**WRITTEN REQUEST**
In your copy, include every line of the listing below exactly but none of the pictures.
>> start RECORDS
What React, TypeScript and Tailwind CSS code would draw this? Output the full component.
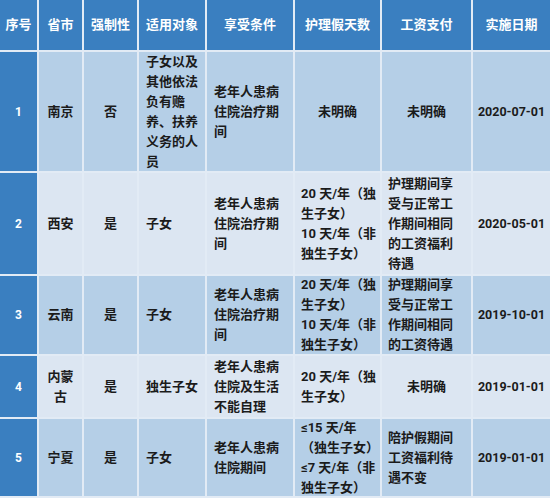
import React from "react";

type Cell = { lines: string[]; align?: "center" | "left"; pl?: string };

const headers = ["序号", "省市", "强制性", "适用对象", "享受条件", "护理假天数", "工资支付", "实施日期"];

const rows: { bg: string; cells: Cell[] }[] = [
  {
    bg: "bg-[#b5cfe7]",
    cells: [
      { lines: ["1"] },
      { lines: ["南京"] },
      { lines: ["否"] },
      { lines: ["子女以及", "其他依法", "负有赡", "养、扶养", "义务的人", "员"], align: "left", pl: "pl-[7px]" },
      { lines: ["老年人患病", "住院治疗期", "间"], align: "left", pl: "pl-[7px]" },
      { lines: ["未明确"] },
      { lines: ["未明确"] },
      { lines: ["2020-07-01"] },
    ],
  },
  {
    bg: "bg-[#dce6f2]",
    cells: [
      { lines: ["2"] },
      { lines: ["西安"] },
      { lines: ["是"] },
      { lines: ["子女"], align: "left", pl: "pl-[7px]" },
      { lines: ["老年人患病", "住院治疗期", "间"], align: "left", pl: "pl-[7px]" },
      { lines: ["20 天/年（独", "生子女）", "10 天/年（非", "独生子女）"], align: "left", pl: "pl-[6px]" },
      { lines: ["护理期间享", "受与正常工", "作期间相同", "的工资福利", "待遇"], align: "left", pl: "pl-[6px]" },
      { lines: ["2020-05-01"] },
    ],
  },
  {
    bg: "bg-[#b5cfe7]",
    cells: [
      { lines: ["3"] },
      { lines: ["云南"] },
      { lines: ["是"] },
      { lines: ["子女"], align: "left", pl: "pl-[7px]" },
      { lines: ["老年人患病", "住院治疗期", "间"], align: "left", pl: "pl-[7px]" },
      { lines: ["20 天/年（独", "生子女）", "10 天/年（非", "独生子女）"], align: "left", pl: "pl-[6px]" },
      { lines: ["护理期间享", "受与正常工", "作期间相同", "的工资待遇"], align: "left", pl: "pl-[6px]" },
      { lines: ["2019-10-01"] },
    ],
  },
  {
    bg: "bg-[#dce6f2]",
    cells: [
      { lines: ["4"] },
      { lines: ["内蒙", "古"] },
      { lines: ["是"] },
      { lines: ["独生子女"], align: "left", pl: "pl-[7px]" },
      { lines: ["老年人患病", "住院及生活", "不能自理"], align: "left", pl: "pl-[7px]" },
      { lines: ["20 天/年（独", "生子女）"], align: "left", pl: "pl-[6px]" },
      { lines: ["未明确"] },
      { lines: ["2019-01-01"] },
    ],
  },
  {
    bg: "bg-[#b5cfe7]",
    cells: [
      { lines: ["5"] },
      { lines: ["宁夏"] },
      { lines: ["是"] },
      { lines: ["子女"], align: "left", pl: "pl-[7px]" },
      { lines: ["老年人患病", "住院期间"], align: "left", pl: "pl-[7px]" },
      { lines: ["≤15 天/年", "（独生子女）", "≤7 天/年（非", "独生子女）"], align: "left", pl: "pl-[6px]" },
      { lines: ["陪护假期间", "工资福利待", "遇不变"], align: "left", pl: "pl-[6px]" },
      { lines: ["2019-01-01"] },
    ],
  },
];

const font = { fontFamily: "Roboto, 'Noto Sans CJK SC', sans-serif" };

export default function App() {
  return (
    <div
      className="w-[550px] h-[498px] grid grid-cols-[37px_43px_53px_66px_86px_85px_89px_77px] grid-rows-[50px_119px_101px_78px_61px_77px] gap-[2px] bg-[#e2ebf5] pb-[2px] overflow-hidden"
      style={font}
    >
      {headers.map((h) => (
        <div
          key={h}
          className="bg-[#3a7fc0] text-white font-bold text-[13px] flex items-center justify-center whitespace-nowrap"
        >
          {h}
        </div>
      ))}
      {rows.map((r, ri) =>
        r.cells.map((c, ci) => {
          if (ci === 0) {
            return (
              <div
                key={`${ri}-${ci}`}
                className="bg-[#3a7fc0] text-white font-bold text-[12px] flex items-center justify-center"
              >
                {c.lines[0]}
              </div>
            );
          }
          const isDate = ci === 7;
          return (
            <div
              key={`${ri}-${ci}`}
              className={`${r.bg} flex items-center ${
                c.align === "left" ? `justify-start ${c.pl}` : "justify-center"
              } text-[#1b1b1b] font-bold ${isDate ? "text-[12.5px]" : "text-[13px]"} leading-[20px]`}
            >
              <div className={c.align === "left" ? "text-left" : "text-center"}>
                {c.lines.map((l, li) => (
                  <div key={li} className="whitespace-nowrap">
                    {l}
                  </div>
                ))}
              </div>
            </div>
          );
        })
      )}
    </div>
  );
}
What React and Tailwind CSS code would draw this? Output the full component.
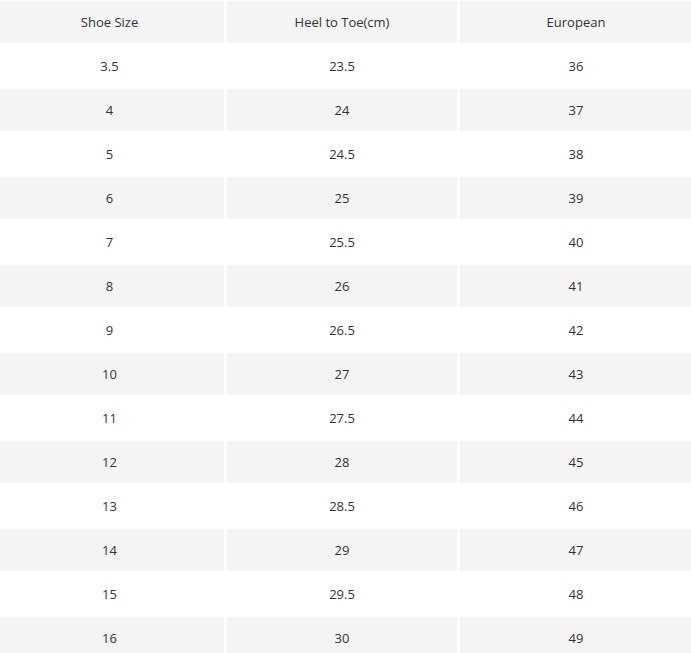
>> end RECORDS
**ANSWER**
What React, TypeScript and Tailwind CSS code would draw this? Output the full component.
import React from "react";

type Cell = { lines: string[]; align?: "center" | "left"; pl?: string };

const headers = ["序号", "省市", "强制性", "适用对象", "享受条件", "护理假天数", "工资支付", "实施日期"];

const rows: { bg: string; cells: Cell[] }[] = [
  {
    bg: "bg-[#b5cfe7]",
    cells: [
      { lines: ["1"] },
      { lines: ["南京"] },
      { lines: ["否"] },
      { lines: ["子女以及", "其他依法", "负有赡", "养、扶养", "义务的人", "员"], align: "left", pl: "pl-[7px]" },
      { lines: ["老年人患病", "住院治疗期", "间"], align: "left", pl: "pl-[7px]" },
      { lines: ["未明确"] },
      { lines: ["未明确"] },
      { lines: ["2020-07-01"] },
    ],
  },
  {
    bg: "bg-[#dce6f2]",
    cells: [
      { lines: ["2"] },
      { lines: ["西安"] },
      { lines: ["是"] },
      { lines: ["子女"], align: "left", pl: "pl-[7px]" },
      { lines: ["老年人患病", "住院治疗期", "间"], align: "left", pl: "pl-[7px]" },
      { lines: ["20 天/年（独", "生子女）", "10 天/年（非", "独生子女）"], align: "left", pl: "pl-[6px]" },
      { lines: ["护理期间享", "受与正常工", "作期间相同", "的工资福利", "待遇"], align: "left", pl: "pl-[6px]" },
      { lines: ["2020-05-01"] },
    ],
  },
  {
    bg: "bg-[#b5cfe7]",
    cells: [
      { lines: ["3"] },
      { lines: ["云南"] },
      { lines: ["是"] },
      { lines: ["子女"], align: "left", pl: "pl-[7px]" },
      { lines: ["老年人患病", "住院治疗期", "间"], align: "left", pl: "pl-[7px]" },
      { lines: ["20 天/年（独", "生子女）", "10 天/年（非", "独生子女）"], align: "left", pl: "pl-[6px]" },
      { lines: ["护理期间享", "受与正常工", "作期间相同", "的工资待遇"], align: "left", pl: "pl-[6px]" },
      { lines: ["2019-10-01"] },
    ],
  },
  {
    bg: "bg-[#dce6f2]",
    cells: [
      { lines: ["4"] },
      { lines: ["内蒙", "古"] },
      { lines: ["是"] },
      { lines: ["独生子女"], align: "left", pl: "pl-[7px]" },
      { lines: ["老年人患病", "住院及生活", "不能自理"], align: "left", pl: "pl-[7px]" },
      { lines: ["20 天/年（独", "生子女）"], align: "left", pl: "pl-[6px]" },
      { lines: ["未明确"] },
      { lines: ["2019-01-01"] },
    ],
  },
  {
    bg: "bg-[#b5cfe7]",
    cells: [
      { lines: ["5"] },
      { lines: ["宁夏"] },
      { lines: ["是"] },
      { lines: ["子女"], align: "left", pl: "pl-[7px]" },
      { lines: ["老年人患病", "住院期间"], align: "left", pl: "pl-[7px]" },
      { lines: ["≤15 天/年", "（独生子女）", "≤7 天/年（非", "独生子女）"], align: "left", pl: "pl-[6px]" },
      { lines: ["陪护假期间", "工资福利待", "遇不变"], align: "left", pl: "pl-[6px]" },
      { lines: ["2019-01-01"] },
    ],
  },
];

const font = { fontFamily: "Roboto, 'Noto Sans CJK SC', sans-serif" };

export default function App() {
  return (
    <div
      className="w-[550px] h-[498px] grid grid-cols-[37px_43px_53px_66px_86px_85px_89px_77px] grid-rows-[50px_119px_101px_78px_61px_77px] gap-[2px] bg-[#e2ebf5] pb-[2px] overflow-hidden"
      style={font}
    >
      {headers.map((h) => (
        <div
          key={h}
          className="bg-[#3a7fc0] text-white font-bold text-[13px] flex items-center justify-center whitespace-nowrap"
        >
          {h}
        </div>
      ))}
      {rows.map((r, ri) =>
        r.cells.map((c, ci) => {
          if (ci === 0) {
            return (
              <div
                key={`${ri}-${ci}`}
                className="bg-[#3a7fc0] text-white font-bold text-[12px] flex items-center justify-center"
              >
                {c.lines[0]}
              </div>
            );
          }
          const isDate = ci === 7;
          return (
            <div
              key={`${ri}-${ci}`}
              className={`${r.bg} flex items-center ${
                c.align === "left" ? `justify-start ${c.pl}` : "justify-center"
              } text-[#1b1b1b] font-bold ${isDate ? "text-[12.5px]" : "text-[13px]"} leading-[20px]`}
            >
              <div className={c.align === "left" ? "text-left" : "text-center"}>
                {c.lines.map((l, li) => (
                  <div key={li} className="whitespace-nowrap">
                    {l}
                  </div>
                ))}
              </div>
            </div>
          );
        })
      )}
    </div>
  );
}
What React and Tailwind CSS code would draw this? Output the full component.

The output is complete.